49/115 SPIRITUAL CONSCIOUSNESS By FRANK H. SPRAGUE
If, then, one is to satisfactorily determine or control his experiences, he must have access to the key to all experience, the basis of all that is thought or perceived the spiritual consciousness; for all definite mental states and thoughts are evolved from it, as are forms of matter from the ether. It is only from this subjective viewpoint that we are able to perceive the unity and true relations of objective phenomena.
In proportion to the degree in which we realize this consciousness, are we able to work changes which shall appear objectively in things; just as the chemist, by dealing with the elementary basis of a certain substance, is able to transmute it into another; i.e., by so altering the structure of its molecules, through agencies which operate in their atomic substratum, the substance is made to assume a different form.
Now, if the spiritual, God-consciousness is assumed as the basis of all experience, we have here a factor underlying all individual lives, and therefore common to all minds, a sort of common multiple of all, as it were an elementary, ideal substance out of which all specific forms of experience are evolved.

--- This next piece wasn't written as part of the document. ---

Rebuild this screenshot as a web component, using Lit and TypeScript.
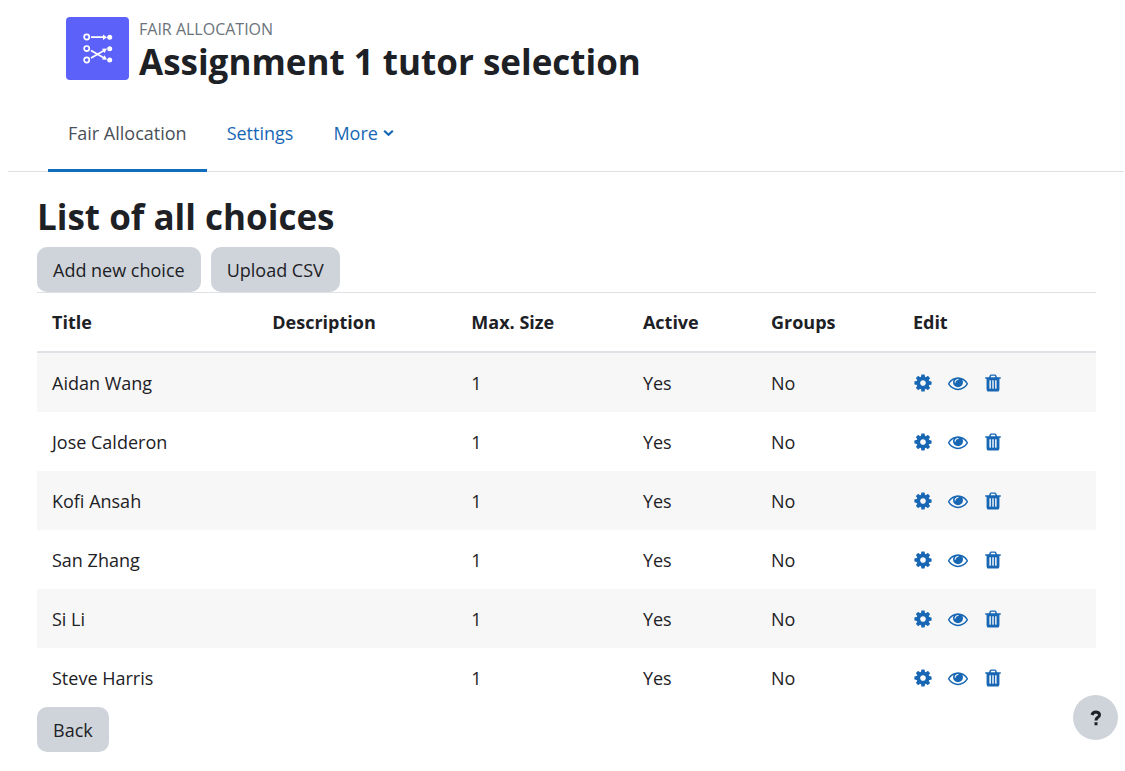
import { LitElement, html, css, svg } from "lit";
import { customElement } from "lit/decorators.js";

const cog = svg`<path d="M1152 896q0-106-75-181t-181-75-181 75-75 181 75 181 181 75 181-75 75-181zm512-109v222q0 12-8 23t-20 13l-185 28q-19 54-39 91 35 50 107 138 10 12 10 25t-9 23q-27 37-99 108t-94 71q-12 0-26-9l-138-108q-44 23-91 38-16 136-29 186-7 28-36 28h-222q-14 0-24.5-8.5t-11.5-21.5l-28-184q-49-16-90-37l-141 107q-10 9-25 9-14 0-25-11-126-114-165-168-7-10-7-23 0-12 8-23 15-21 51-66.5t54-70.5q-27-50-41-99l-183-27q-13-2-21-12.5t-8-23.5v-222q0-12 8-23t19-13l186-28q14-46 39-92-40-57-107-138-10-12-10-24 0-10 9-23 26-36 98.5-107.5t94.5-71.5q13 0 26 10l138 107q44-23 91-38 16-136 29-186 7-28 36-28h222q14 0 24.5 8.5t11.5 21.5l28 184q49 16 90 37l142-107q9-9 24-9 13 0 25 10 129 119 165 170 7 8 7 22 0 12-8 23-15 21-51 66.5t-54 70.5q26 50 41 98l183 28q13 2 21 12.5t8 23.5z"/>`;
const eye = svg`<path d="M1664 960q-152-236-381-353 61 104 61 225 0 185-131.5 316.5t-316.5 131.5-316.5-131.5-131.5-316.5q0-121 61-225-229 117-381 353 133 205 333.5 326.5t434.5 121.5 434.5-121.5 333.5-326.5zm-720-384q0-20-14-34t-34-14q-125 0-214.5 89.5t-89.5 214.5q0 20 14 34t34 14 34-14 14-34q0-86 61-147t147-61q20 0 34-14t14-34zm848 384q0 34-20 69-140 230-376.5 368.5t-499.5 138.5-499.5-139-376.5-368q-20-35-20-69t20-69q140-229 376.5-368t499.5-139 499.5 139 376.5 368q20 35 20 69z"/>`;
const trash = svg`<path d="M704 1376v-704q0-14-9-23t-23-9h-64q-14 0-23 9t-9 23v704q0 14 9 23t23 9h64q14 0 23-9t9-23zm256 0v-704q0-14-9-23t-23-9h-64q-14 0-23 9t-9 23v704q0 14 9 23t23 9h64q14 0 23-9t9-23zm256 0v-704q0-14-9-23t-23-9h-64q-14 0-23 9t-9 23v704q0 14 9 23t23 9h64q14 0 23-9t9-23zm-544-992h448l-48-117q-7-9-17-11h-317q-10 2-17 11zm928 32v64q0 14-9 23t-23 9h-96v948q0 83-47 143.5t-113 60.5h-832q-66 0-113-58.5t-47-141.5v-952h-96q-14 0-23-9t-9-23v-64q0-14 9-23t23-9h309l70-167q15-37 54-63t79-26h320q40 0 79 26t54 63l70 167h309q14 0 23 9t9 23z"/>`;

const actions = [
  { label: "Edit", icon: cog },
  { label: "Hide", icon: eye },
  { label: "Delete", icon: trash },
];

const choices = ["Aidan Wang", "Jose Calderon", "Kofi Ansah", "San Zhang", "Si Li", "Steve Harris"].map(
  (title) => ({ title, description: "", maxSize: 1, active: "Yes", groups: "No" })
);

@customElement("app-root")
export class AppRoot extends LitElement {
  static styles = css`
    :host {
      display: block;
      font-family: "Segoe UI", "Open Sans", "Noto Sans", sans-serif;
      font-size: 18px;
      line-height: 28px;
      color: #1d2125;
      background: #fff;
    }
    * { box-sizing: border-box; }
    h1, h2 { margin: 0; font-size: 35px; line-height: 42px; font-weight: 700; }
    a { color: #1767b5; text-decoration: none; }
    .header { display: flex; gap: 10px; padding: 17px 66px 0; }
    .logo {
      flex: none;
      display: grid;
      place-items: center;
      width: 63px;
      height: 63px;
      border-radius: 4px;
      background: #5b61f9;
    }
    .kind { font-size: 16px; line-height: 24px; color: #6a737b; text-transform: uppercase; }
    .tabs {
      display: flex;
      margin: 14px 1px 0 8px;
      padding: 0 40px;
      border-bottom: 1px solid #dee2e6;
    }
    .tab {
      display: flex;
      align-items: center;
      gap: 5px;
      height: 75px;
      margin-bottom: -1px;
      padding: 0 20px;
      border-bottom: 3px solid transparent;
    }
    .tab.active { color: #495057; border-color: #0f6cbf; }
    .content { padding: 24px 29px 18px 37px; }
    .buttons { display: flex; gap: 10px; margin-top: 9px; }
    .btn {
      height: 45px;
      padding: 0 16px;
      border: 0;
      border-radius: 10px;
      background: #ced4da;
      color: #1d2125;
      font: inherit;
      cursor: pointer;
    }
    table { width: 100%; table-layout: fixed; border-spacing: 0; }
    th, td { padding: 0 15px; text-align: left; }
    th { height: 61px; border-top: 1px solid #dee2e6; border-bottom: 2px solid #dee2e6; }
    td { height: 59px; }
    tbody tr:nth-child(odd) { background: #f7f7f7; }
    .c-title { width: 20.8%; }
    .c-desc { width: 18.8%; }
    .c-size { width: 16.2%; }
    .c-active { width: 12.1%; }
    .c-groups { width: 13.4%; }
    .actions { display: flex; gap: 15px; }
    .actions a { display: flex; }
    .actions svg { width: 20px; height: 20px; fill: currentColor; }
    .help {
      position: fixed;
      right: 7px;
      bottom: 31px;
      width: 45px;
      height: 45px;
      padding: 0;
      border: 0;
      border-radius: 50%;
      background: #ced4da;
      color: #1d2125;
      display: grid;
      place-items: center;
      cursor: pointer;
    }
  `;

  render() {
    return html`
      <header class="header">
        <div class="logo">
          <svg width="32" height="32" viewBox="0 0 32 32" fill="none" stroke="#fff" stroke-width="1.7">
            <circle cx="4.7" cy="4" r="2.6" /><circle cx="4.7" cy="15.6" r="2.6" /><circle cx="4.7" cy="27" r="2.6" />
            <path d="M9 4.2H22M9 17.5L23 25.500M9 25L23 17" />
            <g fill="#fff" stroke="none">
              <circle cx="27.700" cy="4.200" r="2.500" /><circle cx="27.700" cy="15.800" r="2.500" /><circle cx="27.700" cy="27" r="2.500" />
              <path d="M21 1.500L25 4.200L21 6.900ZM20 15.800L25 15.500L22.600 20ZM20 26.400L25 26.800L22.600 22.200Z" />
            </g>
          </svg>
        </div>
        <div>
          <div class="kind">Fair Allocation</div>
          <h1>Assignment 1 tutor selection</h1>
        </div>
      </header>
      <nav class="tabs">
        <a class="tab active" href="#" aria-current="page">Fair Allocation</a>
        <a class="tab" href="#">Settings</a>
        <a class="tab" href="#">More
          <svg width="11" height="8" viewBox="0 0 11 8" fill="none" stroke="currentColor" stroke-width="2.2"><path d="M1.200 1.700L5.500 5.800L9.800 1.700" /></svg>
        </a>
      </nav>
      <main class="content">
        <h2>List of all choices</h2>
        <div class="buttons">
          <button class="btn">Add new choice</button>
          <button class="btn">Upload CSV</button>
        </div>
        <table>
          <thead>
            <tr>
              <th class="c-title">Title</th>
              <th class="c-desc">Description</th>
              <th class="c-size">Max. Size</th>
              <th class="c-active">Active</th>
              <th class="c-groups">Groups</th>
              <th>Edit</th>
            </tr>
          </thead>
          <tbody>
            ${choices.map((c) => html`
              <tr>
                <td>${c.title}</td>
                <td>${c.description}</td>
                <td>${c.maxSize}</td>
                <td>${c.active}</td>
                <td>${c.groups}</td>
                <td>
                  <div class="actions">
                    ${actions.map((a) => html`<a href="#" aria-label="${a.label} ${c.title}"><svg viewBox="0 0 1792 1792">${a.icon}</svg></a>`)}
                  </div>
                </td>
              </tr>
            `)}
          </tbody>
        </table>
        <button class="btn">Back</button>
      </main>
      <button class="help" aria-label="Help">
        <svg width="12" height="16" viewBox="0 0 12 16" fill="none" stroke="currentColor" stroke-width="3"><path d="M2 5Q2.800 2 6 2Q9.500 2.200 9.500 5Q9.500 6.500 7.500 7.600Q6 8.500 6 10.500M6 12.300V15.300" /></svg>
      </button>
    `;
  }
}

According to the degree to which one realizes this fundamental consciousness, is he able to produce the objective results he desires. There is no place here for caprice or wantonness. As his consciousness deepens, and he approaches the absolute center of life in God, he knows only unity of purpose, singleness of aim, uniformity and consistency in results.
As the superficial, ephemeral consciousness produces symptoms of disease (the disintegrating force), so a deeper consciousness gives rise to expressions of wholeness. By reaching in one’s own life the common basis, in consciousness, beneath all individual lives, and, from the position thus gained, touching the springs of expression underlying another’s life, it may be made to assume a more normal character.
Jesus said to one whom he healed, “Thou art loosed from thine infirmity”; i.e., through singleness of thought and purpose, recognizing only the ideal in his own consciousness, he was able to reach the deeper Self of the sick person, and thereby to accomplish a transformation of his outward expression.